Builders’ Lobby Sponsors Washington Workers’ Comp Initiative

A politically active construction-industry group wants voters to decide whether Washington’s workers’ compensation system should face private competition, a move opposed by organized labor and top Democratic lawmakers.

The Building Industry Association of Washington has filed paperwork for an initiative aimed at privatizing workers’ compensation insurance in the state.

The association would need to collect about 241,000 valid voter signatures by this summer to get the measure on the November ballot. The BIAW is a frequent player in the state’s election campaigns, and is known for its aggressive support of conservative candidates and causes.

Washington is among a handful of states that don’t allow private insurers to sell workers’ compensation coverage. While some large employers in the state can self-insure, the rest pay into the state system, which is administered by the Department of Labor and Industries.

If approved, the initiative would set up a task force to recommend ways of bringing private insurers into the workers’ comp system. The Legislature would still have the final say.

“We’re not eliminating the Department of Labor and Industries,” BIAW Executive Vice President Tom McCabe said. “Everybody keeps saying it’s a nuclear option. They’ll still be in existence. They’ll just have to compete in the marketplace.”

“Decades of mismanagement and inefficiency at the Department of Labor & Industries have resulted in a high-cost system with the highest rate of lost time for injured workers in the country.

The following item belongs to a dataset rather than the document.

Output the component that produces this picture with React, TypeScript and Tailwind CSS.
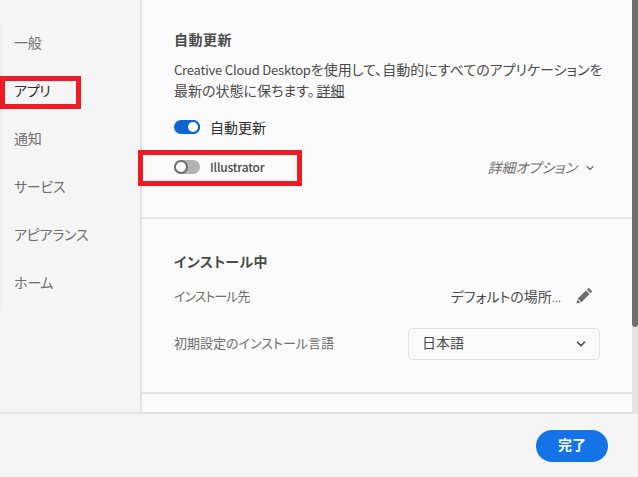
import { ChevronDown } from "lucide-react";

const navItems = ["一般", "アプリ", "通知", "サービス", "アピアランス", "ホーム"];

function Toggle({ on }: { on: boolean }) {
  return (
    <div
      className={`w-[26px] h-[14px] rounded-full relative shrink-0 ${
        on ? "bg-[#0d66d0]" : "bg-[#b3b3b3]"
      }`}
    >
      <div
        className={`absolute top-0 w-[14px] h-[14px] rounded-full bg-white border-2 ${
          on ? "left-[12px] border-[#0d66d0]" : "left-0 border-[#6e6e6e]"
        }`}
      />
    </div>
  );
}

export default function App() {
  return (
    <div className="w-[638px] h-[477px] relative overflow-hidden bg-[#f5f5f5] flex flex-col font-['Noto_Sans_CJK_JP','Noto_Sans',sans-serif] text-[#4b4b4b] [font-feature-settings:'palt']">
      <div className="h-[412px] flex shrink-0">
        {/* Sidebar */}
        <aside className="w-[140px] shrink-0 pt-[22px]">
          <ul className="border-l-2 border-[#eeeeee] h-[288px] pl-[12px]">
            {navItems.map((item) => (
              <li
                key={item}
                className={`h-[48px] pb-[8px] flex items-center text-[14px] tracking-[-0.3px] ${
                  item === "アプリ" ? "text-[#2c2c2c]" : "text-[#6e6e6e]"
                }`}
              >
                {item}
              </li>
            ))}
          </ul>
        </aside>

        {/* Settings */}
        <main className="w-[492px] bg-[#fafafa] border-l-2 border-[#e3e3e3] shrink-0">
          <section className="h-[219px] border-b-2 border-[#e3e3e3] px-[32px] pt-[29px]">
            <h2 className="text-[14px] leading-[20px] font-bold tracking-[0.5px] text-[#4b4b4b]">自動更新</h2>
            <p className="mt-[10px] text-[14px] leading-[21px] whitespace-nowrap text-[#4b4b4b]">
              <span className="text-[13px] tracking-[-0.2px]">Creative Cloud Desktop</span>を使用して、自動的にすべてのアプリケーションを
              <br />
              最新の状態に保ちます。<span className="underline ml-[2px]">詳細</span>
            </p>
            <div className="mt-[16px] flex items-center gap-[10px] h-[20px]">
              <Toggle on />
              <span className="text-[14px] text-[#2c2c2c]">自動更新</span>
            </div>
            <div className="mt-[20px] flex items-center h-[20px]">
              <Toggle on={false} />
              <span className="ml-[10px] text-[12px] font-medium tracking-[-0.2px] text-[#4b4b4b]">Illustrator</span>
              <span className="ml-auto text-[14px] italic text-[#6e6e6e]">詳細オプション</span>
              <ChevronDown className="ml-[7px] mr-[4px] mt-[2px] w-[12px] h-[12px] text-[#6e6e6e]" strokeWidth={2.5} />
            </div>
          </section>

          <section className="h-[175px] border-b-2 border-[#e3e3e3] px-[32px] pt-[32px]">
            <h2 className="text-[14px] leading-[20px] font-bold tracking-[0.4px] text-[#4b4b4b]">インストール中</h2>
            <div className="mt-[15px] flex items-center h-[20px]">
              <span className="text-[13px] tracking-[-1px] text-[#6e6e6e]">インストール先</span>
              <span className="ml-auto text-[14px] text-[#4b4b4b]">
                デフォルトの場所<span className="font-['Liberation_Sans',sans-serif] text-[11px]">...</span>
              </span>
              <svg viewBox="0 0 18 18" className="ml-[14px] mr-[7px] w-[18px] h-[18px] text-[#6e6e6e]" fill="currentColor">
                <path d="M14.2 1.3 16.7 3.8a.8.8 0 0 1 0 1.1L15.4 6.2 11.8 2.6 13.1 1.3a.8.8 0 0 1 1.1 0ZM11 3.4 14.6 7 6.4 15.2 2.8 11.6 11 3.4ZM2.3 12.5 5.5 15.7 1.5 16.6Z" />
              </svg>
            </div>
            <div className="mt-[22px] flex items-center">
              <span className="text-[13px] pb-[2px] text-[#6e6e6e]">初期設定のインストール言語</span>
              <div className="ml-auto w-[192px] h-[32px] rounded-[4px] border border-[#e3e3e3] flex items-center justify-between pl-[13px] pr-[11px]">
                <span className="text-[14px] pb-[3px] text-[#4b4b4b]">日本語</span>
                <ChevronDown className="w-[14px] h-[14px] text-[#4b4b4b]" strokeWidth={3} />
              </div>
            </div>
          </section>
        </main>

        {/* Scrollbar */}
        <div className="w-[6px] bg-[#e3e3e3] shrink-0">
          <div className="h-[327px] bg-[#6e6e6e] rounded-b-[3px]" />
        </div>
      </div>

      {/* Footer */}
      <footer className="flex-1 border-t-2 border-[#e3e3e3] flex items-start justify-end pr-[30px] pt-[16px]">
        <button className="w-[72px] h-[32px] pb-[3px] rounded-full bg-[#1473e6] text-white text-[14px] font-bold">完了</button>
      </footer>

      {/* Annotation boxes */}
      <div className="absolute left-0 top-[76px] w-[81px] h-[33px] border-[5px] border-[#ed1c24]" />
      <div className="absolute left-[138px] top-[150px] w-[164px] h-[36px] border-[5px] border-[#ed1c24]" />
    </div>
  );
}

Administrative expenses have spiraled out of control, our pension rate has increased more than 300 percent in a decade, and the Department is increasing taxes by nearly $120 million in 2010,” BIAW said in its outline of legislative issues critical to the homebuilding industry.

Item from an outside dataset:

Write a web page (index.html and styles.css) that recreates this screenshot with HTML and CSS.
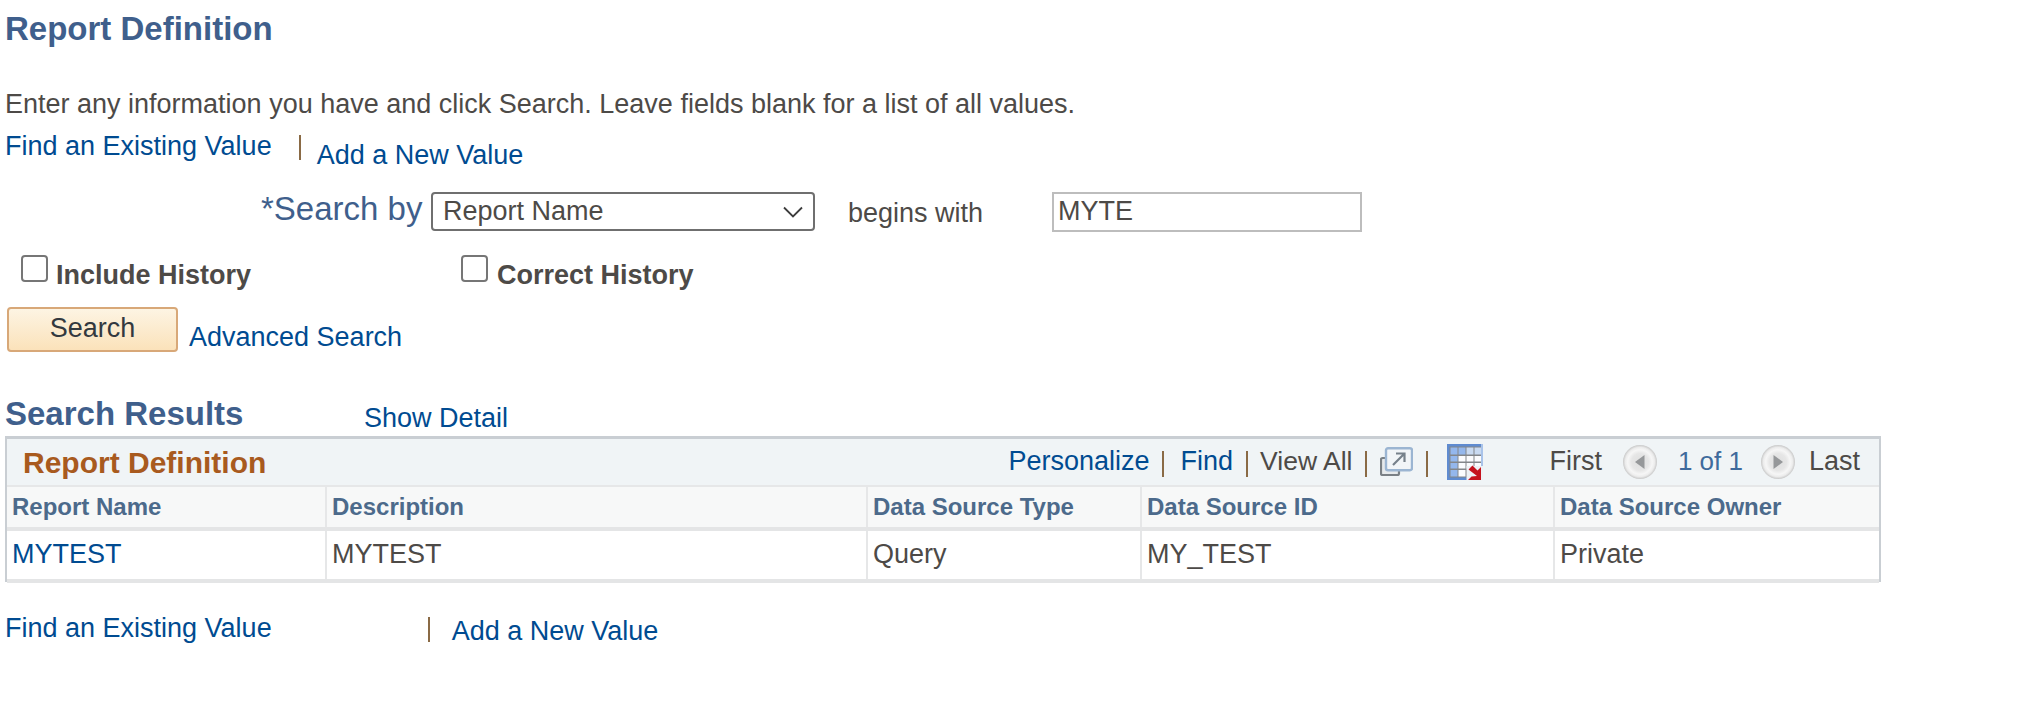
FILE: index.html
```html
<!DOCTYPE html>
<html lang="en">
<head>
<meta charset="utf-8">
<title>Report Definition</title>
<link rel="stylesheet" href="styles.css">
</head>
<body>
<h1 class="page-title">Report Definition</h1>
<p class="intro">Enter any information you have and click Search. Leave fields blank for a list of all values.</p>

<nav class="tabs">
  <a class="link tab-find" href="#">Find an Existing Value</a>
  <span class="sep tab-sep"></span>
  <a class="link tab-add" href="#">Add a New Value</a>
</nav>

<form class="search-row">
  <label class="search-label" for="by">*Search by</label>
  <span class="select-wrap">
    <select id="by" class="select"><option>Report Name</option></select>
    <svg class="chevron" viewBox="0 0 20 12" width="20" height="12"><path d="M1 1.500 10 10.500 19 1.500" fill="none" stroke="#3c3c3c" stroke-width="1.800"/></svg>
  </span>
  <span class="begins">begins with</span>
  <input class="text-input" type="text" value="MYTE">
</form>

<div class="check-row">
  <label class="check check-first"><input type="checkbox" class="box"><span>Include History</span></label>
  <label class="check check-second"><input type="checkbox" class="box"><span>Correct History</span></label>
</div>

<div class="action-row">
  <button type="button" class="btn">Search</button>
  <a class="link adv" href="#">Advanced Search</a>
</div>

<div class="results-row">
  <h2 class="results-title">Search Results</h2>
  <a class="link detail" href="#">Show Detail</a>
</div>

<section class="grid">
  <header class="grid-bar">
    <h3 class="grid-title">Report Definition</h3>
    <div class="grid-nav">
      <a class="link nav-personalize" href="#">Personalize</a>
      <span class="sep sep-1"></span>
      <a class="link nav-find" href="#">Find</a>
      <span class="sep sep-2"></span>
      <span class="nav-viewall">View All</span>
      <span class="sep sep-3"></span>
      <svg class="ico-zoom" viewBox="0 0 33 29" width="33" height="29">
        <rect x="1" y="11" width="18" height="17" rx="1.500" fill="#e6e9eb" stroke="#7a8085" stroke-width="2.200"/>
        <rect x="6" y="1.200" width="26" height="22" rx="2" fill="#f2f5f8" stroke="#9bb5d2" stroke-width="2.400"/>
        <path d="M13 18 24 7M16 6.500h8.500V15" fill="none" stroke="#77818b" stroke-width="2.200"/>
      </svg>
      <span class="sep sep-4"></span>
      <svg class="ico-sheet" viewBox="0 0 36 36" width="36" height="36">
        <rect width="36" height="36" fill="#83868a"/>
        <rect width="36" height="2.500" fill="#5f8bd0"/>
        <rect width="2.500" height="36" fill="#5f8bd0"/>
        <rect x="34" width="2" height="22" fill="#a9c3ea"/>
        <rect y="33.500" width="24" height="2.500" fill="#5f8bd0"/>
        <path d="M3.500 3.500h7v7h-7zM11.500 3.500h7v7h-7zM3.500 12h7v5.500h-7zM3.500 19h7v5.500h-7zM3.500 26h7v6.500h-7z" fill="#94b7ec"/>
        <path d="M19.500 3.500h7v7h-7zM27.500 3.500h6.500v7h-6.500z" fill="#c9daf1"/>
        <path d="M11.500 12h7v5.500h-7zM19.500 12h7v5.500h-7zM27.500 12h6.500v5.500h-6.500zM11.500 19h7v5.500h-7zM19.500 19h7v5.500h-7zM27.500 19h6.500v3h-6.500zM11.500 26h7v6.500h-7z" fill="#fbfcfe"/>
        <path d="M19.500 22H36V36H19.500Z" fill="#eef1f5"/>
        <path d="M21.500 25.500 25.500 21.500 30.500 26.500 34 23V36H21L24.500 32.500 30 32Z" fill="#c5121d"/>
      </svg>
      <span class="nav-first">First</span>
      <span class="circle circle-prev"><svg viewBox="0 0 10 14" width="10" height="14"><path d="M9.500 0V14L0 7Z" fill="#96989a"/></svg></span>
      <span class="nav-count">1 of 1</span>
      <span class="circle circle-next"><svg viewBox="0 0 10 14" width="10" height="14"><path d="M.5 0V14L10 7Z" fill="#96989a"/></svg></span>
      <span class="nav-last">Last</span>
    </div>
  </header>
  <table class="table">
    <colgroup>
      <col class="c1"><col class="c2"><col class="c3"><col class="c4"><col class="c5">
    </colgroup>
    <thead>
      <tr><th>Report Name</th><th>Description</th><th>Data Source Type</th><th>Data Source ID</th><th>Data Source Owner</th></tr>
    </thead>
    <tbody>
      <tr><td><a class="link" href="#">MYTEST</a></td><td>MYTEST</td><td>Query</td><td>MY_TEST</td><td>Private</td></tr>
    </tbody>
  </table>
</section>

<nav class="foot">
  <a class="link foot-find" href="#">Find an Existing Value</a>
  <span class="sep foot-sep"></span>
  <a class="link foot-add" href="#">Add a New Value</a>
</nav>
</body>
</html>
```

FILE: styles.css
```css
* { box-sizing: border-box; }
html, body { margin: 0; padding: 0; background: #fff; }
body {
  width: 2028px;
  height: 712px;
  overflow: hidden;
  font-family: "Liberation Sans", Arial, sans-serif;
  font-size: 27px;
  line-height: 30px;
  color: #4d4a47;
}
.link { color: #004b91; text-decoration: none; white-space: nowrap; }
.sep { display: block; width: 2px; background: #8a6a45; }

.page-title {
  margin: 0;
  height: 60px;
  padding-left: 5px;
  font-size: 33px;
  line-height: 58px;
  font-weight: 700;
  color: #3f5f8c;
}
.intro { margin: 29px 0 0; padding-left: 5px; height: 30px; white-space: nowrap; }

.tabs { display: flex; margin-top: 12px; height: 38px; padding-left: 5px; }
.tab-sep { height: 25px; margin: 4px 0 0 27px; }
.tab-add { margin: 9px 0 0 16px; }

.search-row { display: flex; margin-top: 23px; height: 40px; padding-left: 261px; }
.search-label { font-size: 33px; line-height: 34px; color: #3f5f8c; width: 170px; white-space: nowrap; }
.select-wrap { position: relative; display: block; width: 384px; height: 39px; }
.select {
  appearance: none;
  display: block;
  width: 100%;
  height: 100%;
  padding: 0 0 2px 10px;
  border: 2px solid #6f6f6f;
  border-radius: 4px;
  background: #fff;
  font: inherit;
  color: #4d4a47;
}
.chevron { position: absolute; right: 12px; top: 14px; }
.begins { margin: 6px 0 0 33px; width: 204px; white-space: nowrap; }
.text-input {
  width: 310px;
  height: 40px;
  padding: 0 4px 2px;
  border: 2px solid #bdbdbd;
  border-radius: 0;
  outline: 0;
  font: inherit;
  color: #4d4a47;
}

.check-row { display: flex; margin-top: 23px; height: 35px; padding-left: 21px; }
.check { display: flex; font-weight: 700; white-space: nowrap; }
.check-first { width: 440px; }
.box {
  appearance: none;
  margin: 0 8px 0 0;
  width: 27px;
  height: 27px;
  border: 2.500px solid #767676;
  border-radius: 4px;
  background: #fff;
}
.check-second .box { margin-right: 9px; }
.check span { margin-top: 5px; }

.action-row { display: flex; margin-top: 17px; height: 45px; padding-left: 7px; }
.btn {
  width: 171px;
  height: 45px;
  padding: 0 0 4px;
  border: 2px solid #d8a878;
  border-radius: 4px;
  background: linear-gradient(#fdf4e3, #fbe2ba);
  font: inherit;
  color: #33393f;
}
.adv { margin: 15px 0 0 11px; }

.results-row { display: flex; margin-top: 46px; height: 38px; padding-left: 5px; }
.results-title { margin: 0; width: 359px; font-size: 33px; line-height: 32px; font-weight: 700; color: #3f5f8c; white-space: nowrap; }
.detail { margin-top: 5px; }

.grid {
  width: 1876px;
  height: 146px;
  margin-left: 5px;
  border: solid #c9ced3;
  border-width: 3px 2px;
}
.grid-bar {
  display: flex;
  justify-content: space-between;
  height: 48px;
  background: #f0f4f6;
  border-bottom: 2px solid #e6e7e8;
}
.grid-title { margin: 9px 0 0 16px; font-size: 30px; line-height: 30px; font-weight: 700; color: #a85a1e; white-space: nowrap; }
.grid-nav { display: flex; align-items: center; height: 44px; padding-right: 19px; white-space: nowrap; }
.sep-1, .sep-2, .sep-3, .sep-4 { height: 26px; margin-top: 6px; }
.sep-1 { margin-left: 12px; margin-right: 17px; }
.sep-2 { margin-left: 13px; margin-right: 12px; }
.sep-3 { margin-left: 13px; margin-right: 13px; }
.sep-4 { margin-left: 13px; margin-right: 19px; }
.nav-viewall { font-size: 26.500px; }
.ico-zoom, .ico-sheet { display: block; filter: blur(.45px); }
.ico-sheet { margin-top: 2px; }
.nav-first { margin-left: 66px; }
.circle {
  display: flex;
  align-items: center;
  justify-content: center;
  width: 34px;
  height: 34px;
  margin-top: 2px;
  border-radius: 50%;
  background: radial-gradient(circle closest-side, #dfdfdf 0, #e6e6e6 50%, #f6f6f6 72%, #ececec 86%, #c8c8c8 100%);
}
.circle svg { filter: blur(.5px); }
.circle-prev { margin-left: 21px; }
.nav-count { margin-left: 21px; font-size: 26px; color: #3f6a9c; }
.circle-next { margin-left: 18px; }
.nav-last { margin-left: 14px; }

.table {
  width: 100%;
  border-collapse: collapse;
  table-layout: fixed;
}
.c1 { width: 319px; }
.c2 { width: 541px; }
.c3 { width: 274px; }
.c4 { width: 413px; }
.table th, .table td {
  padding: 0 0 0 5px;
  text-align: left;
  border-left: 2px solid #e6e7e8;
  white-space: nowrap;
}
.table th:first-child, .table td:first-child { border-left: 0; padding-left: 5px; }
.table th {
  height: 42px;
  background: #f7f8f8;
  border-bottom: 4px solid #e4e5e6;
  font-size: 24px;
  line-height: 38px;
  font-weight: 700;
  color: #4c6a8b;
}
.table td { height: 52px; padding-bottom: 3px; border-bottom: 4px solid #e4e5e6; background: #fff; }

.foot { display: flex; margin-top: 31px; padding-left: 5px; }
.foot-sep { height: 25px; margin: 4px 0 0 156px; }
.foot-add { margin: 3px 0 0 22px; }
```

However labor officials and their Democratic allies, who control most of state government, say that the system’s costs are relatively low when compared to other states.

Yet business leaders and Republican lawmakers regularly cite workers’ compensation costs as a significant hurdle to job creation in the state, saying Washington has some of the nation’s most generous benefits for injured workers.

For example, Boeing recently announced it wanted to move construction of one of its lines to North Carolina, in part because of high workers’ compensation insurance costs, according to William Zachry of Safeway Inc., who spoke about legislative priorities in the West at the recent Workers’ Compensation Research Institute Annual Issues and Researech Conference.

“Now there is a political initiative to get that fixed,” Zachry said. This may open the market to more choices, he said, but noted that with one carrier, it will be more difficult for workers’ comp issues to be discussed in the Legislature.

But with this proposal, it seems the two sides’ long-running battle is picking up again this year, as the state tries to climb back from a long recession and most state lawmakers face re-election campaigns.

House Speaker Frank Chopp, D-Seattle, said it would be “an absolute tragedy” to privatize the state-run workers’ comp system, which has been in place for decades.

“That would be a disaster, and I hope to God the public also agrees on this,” Chopp said.

Workers’ compensation rates will climb by an average of 7.6 percent this year, raising about $117 million for the state-run system.